# Description of the task
In the material below, find all lines with the string "that" and copy them.

==*==

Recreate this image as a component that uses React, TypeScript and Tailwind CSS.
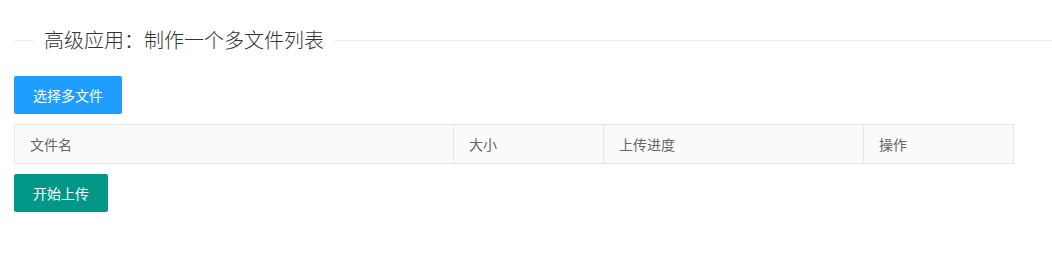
import React from 'react';

const columns = [
  { title: '文件名', width: 'w-[439px]' },
  { title: '大小', width: 'w-[150px]' },
  { title: '上传进度', width: 'w-[260px]' },
  { title: '操作', width: 'w-[150px]' },
];

const App: React.FC = () => {
  return (
    <div
      className="min-h-[259px] bg-white pl-[14px] text-[14px] text-[#333]"
      style={{ fontFamily: '"Noto Sans CJK SC", "Noto Sans", sans-serif' }}
    >
      {/* Field title */}
      <div className="flex items-center pt-[28px] h-[52px]">
        <div className="h-px w-[20px] bg-[#eee]" />
        <span className="px-[10px] text-[20px] leading-[24px] font-light text-[#333]">
          高级应用：制作一个多文件列表
        </span>
        <div className="h-px flex-1 bg-[#eee]" />
      </div>

      <button
        type="button"
        className="mt-[24px] flex h-[38px] w-[108px] items-center justify-center rounded-[2px] bg-[#1E9FFF] text-[14px] text-white"
      >
        选择多文件
      </button>

      {/* File list */}
      <table className="mt-[10px] w-[999px] table-fixed border-collapse">
        <thead>
          <tr className="bg-[#FAFAFA]">
            {columns.map((col) => (
              <th
                key={col.title}
                className={`${col.width} border border-[#e6e6e6] px-[15px] py-[9px] text-left text-[14px] font-normal leading-[20px] text-[#666]`}
              >
                {col.title}
              </th>
            ))}
          </tr>
        </thead>
        <tbody />
      </table>

      <button
        type="button"
        className="mt-[10px] flex h-[38px] w-[94px] items-center justify-center rounded-[2px] bg-[#009688] text-[14px] text-white"
      >
        开始上传
      </button>
    </div>
  );
};

export default App;
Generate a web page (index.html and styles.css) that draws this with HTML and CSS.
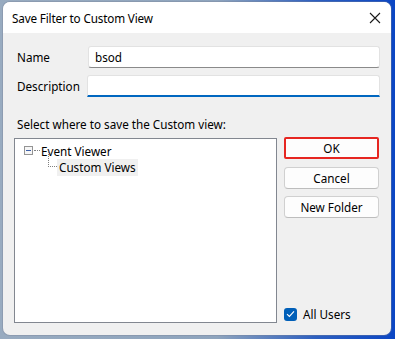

==*==

# Exercise result
Recreate this image as a component that uses React, TypeScript and Tailwind CSS.
Generate a web page (index.html and styles.css) that draws this with HTML and CSS.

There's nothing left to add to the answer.